It might seem like a strange choice, but the shotgun that I get the most use out of is a double-barrel 12 gauge with the barrels cut down to 18-1/4". No choke at all, one trigger per barrel. Accurate with slugs to about forty feet...twenty is better.
Because there's no receiver, the gun is substantially shorter than a pump or auto with the same barrel length. Much simpler, too.
With trap loads it's absolutely brilliant for hares or grouse in deep cover where you only get a tiny, close shooting window. For those afraid of close encounters of the furry kind you can load a grouse shell in one barrel and a slug in the other. In 30+ years of using it I've never mistaken one trigger for the other.
It's also my preferred bear defense gun. And before anyone makes a stink about it, I'm WELL aware of the inherent disadvantage of only having two shots...been over that a hundred times and then some, and I'm comfortable with the trade off.
The reason I prefer it for defense is because it guarantees that if I get any shot at all, it will be two shots. It's easy and natural to pull both triggers at the same time. If I do my job aiming the weapon, that's about as much short-range stopping power as you can get.
The inherent inaccuracy of the weapon at any distance is a powerful incentive to wait until the last second before firing. Grizzlies often bluff charge, and shooting a bear that wasn't going to make contact with you to begin with does NOT increase your chances of survival. Shooting a bear in no way guarantees it won't rip you to shreds before it expires.
I possibly incur a greater risk of failure by waiting longer and only having two shots. I personally feel that's a reasonable tradeoff to give the bear every chance not to be killed, and me every chance not to turn a bluff into a contact. I'd much rather kill another person in self defense than a bear...just don't want to have to do it.

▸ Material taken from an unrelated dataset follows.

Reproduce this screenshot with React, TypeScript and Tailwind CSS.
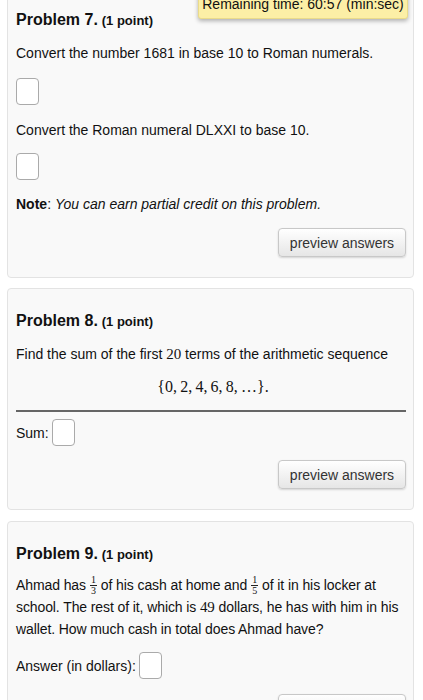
import React from "react";

const sans = { fontFamily: '"Liberation Sans", Arial, sans-serif' };
const serif = { fontFamily: '"Liberation Serif", "Times New Roman", serif' };

function Box() {
  return <span className="inline-block w-[23px] h-[27px] bg-white border border-[#aaa] rounded-[4px] align-middle" />;
}

function PreviewButton({ className = "" }: { className?: string }) {
  return (
    <div className={"flex justify-end " + className}>
      <button className="w-[128px] h-[29px] text-[14px] text-[#333] rounded-[4px] border border-[#c8c8c8] bg-gradient-to-b from-white to-[#e6e6e6] shadow-[0_1px_2px_rgba(0,0,0,0.15)]">
        preview answers
      </button>
    </div>
  );
}

function Frac({ n, d }: { n: string; d: string }) {
  return (
    <span
      className="inline-flex flex-col items-center align-middle text-[10px] leading-[10px] mx-[4px] -mt-[2px]"
      style={serif}
    >
      <span className="px-[1px] border-b border-[#222]">{n}</span>
      <span>{d}</span>
    </span>
  );
}

function Heading({ n }: { n: number }) {
  return (
    <div className="font-bold leading-[20px]">
      <span className="text-[16px]">Problem {n}.</span>{" "}
      <span className="text-[13px]">(1 point)</span>
    </div>
  );
}

export default function App() {
  return (
    <div className="relative w-[423px] h-[700px] overflow-hidden bg-white text-[#111] text-[14px] leading-[20px]" style={sans}>
      <div className="absolute right-[15px] top-[-12px] w-[210px] h-[31px] flex items-center justify-center bg-[#fcefa6] border border-[#eadb8a] rounded-[3px] shadow-[0_2px_4px_rgba(0,0,0,0.3)] text-[14px] z-10">
        Remaining time: 60:57 (min:sec)
      </div>

      <div className="ml-[7px] w-[407px] mt-[-13px] bg-[#f9f9f9] border border-[#e3e3e3] rounded-[4px] px-[8px] pt-[22px] pb-[20px]">
        <Heading n={7} />
        <p className="mt-[12px]">Convert the number 1681 in base 10 to Roman numerals.</p>
        <div className="mt-[15px] h-[27px] flex"><Box /></div>
        <p className="mt-[15px]">Convert the Roman numeral DLXXI to base 10.</p>
        <div className="mt-[13px] h-[27px] flex"><Box /></div>
        <p className="mt-[14px]">
          <b>Note</b>: <i>You can earn partial credit on this problem.</i>
        </p>
        <PreviewButton className="mt-[14px] mr-[-1px]" />
      </div>

      <div className="ml-[7px] w-[407px] mt-[10px] bg-[#f9f9f9] border border-[#e3e3e3] rounded-[4px] px-[8px] pt-[22px] pb-[20px]">
        <Heading n={8} />
        <p className="mt-[12px]">
          Find the sum of the first <span className="text-[15px]" style={serif}>20</span> terms of the arithmetic sequence
        </p>
        <p className="mt-[13px] text-center text-[16px] pl-[5px]" style={serif}>
          {"{0,\u20092,\u20094,\u20096,\u20098,\u2009\u2026}."}
        </p>
        <div className="mt-[13px] h-[2px] bg-[#666] mr-[-1px]" />
        <div className="mt-[7px] h-[27px] flex items-center gap-[3px]">
          <span>Sum:</span>
          <Box />
        </div>
        <PreviewButton className="mt-[14px] mr-[-1px]" />
      </div>

      <div className="ml-[7px] w-[407px] mt-[11px] bg-[#f9f9f9] border border-[#e3e3e3] rounded-[4px] px-[8px] pt-[22px] pb-[20px]">
        <Heading n={9} />
        <p className="mt-[9px] leading-[22px] whitespace-nowrap tracking-[-0.1px]">
          Ahmad has<Frac n="1" d="3" />of his cash at home and<Frac n="1" d="5" />of it in his locker at
          <br />
          school. The rest of it, which is <span className="text-[15px]" style={serif}>49</span> dollars, he has with him in his
          <br />
          wallet. How much cash in total does Ahmad have?
        </p>
        <div className="mt-[12px] h-[27px] flex items-center gap-[3px]">
          <span>Answer (in dollars):</span>
          <Box />
        </div>
        <PreviewButton className="mt-[15px] mr-[-1px]" />
      </div>
    </div>
  );
}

One of the last reasons I prefer it for defense is because one of the few times I've ever felt the need to cary a long gun is during elk season. The proliferation of gut piles here, there, and everywhere makes it extremely difficult to judge where the bears are, and once a bear has claimed a gut pile they get pretty defensive about it. F&G
could cite me for carrying a long gun without a hunting license, but having such a ridiculously inaccurate weapon and nothing but slugs to feed it makes a pretty good case for it being defensive-only. Lot easier than trying to explain why I'm walking around with a .348 Winchester lever gun, anyway.
A quick word about shotgun slugs...the 1oz slugs you buy at MegaloMart are designed as an anti-personnel round and lack the penetration needed for bears. Brenneke is the only company I'm aware of that makes a proper deep-penetrating slug suitable for the job. And forget buckshot...it lacks even a fraction of the penetration needed to be reliable.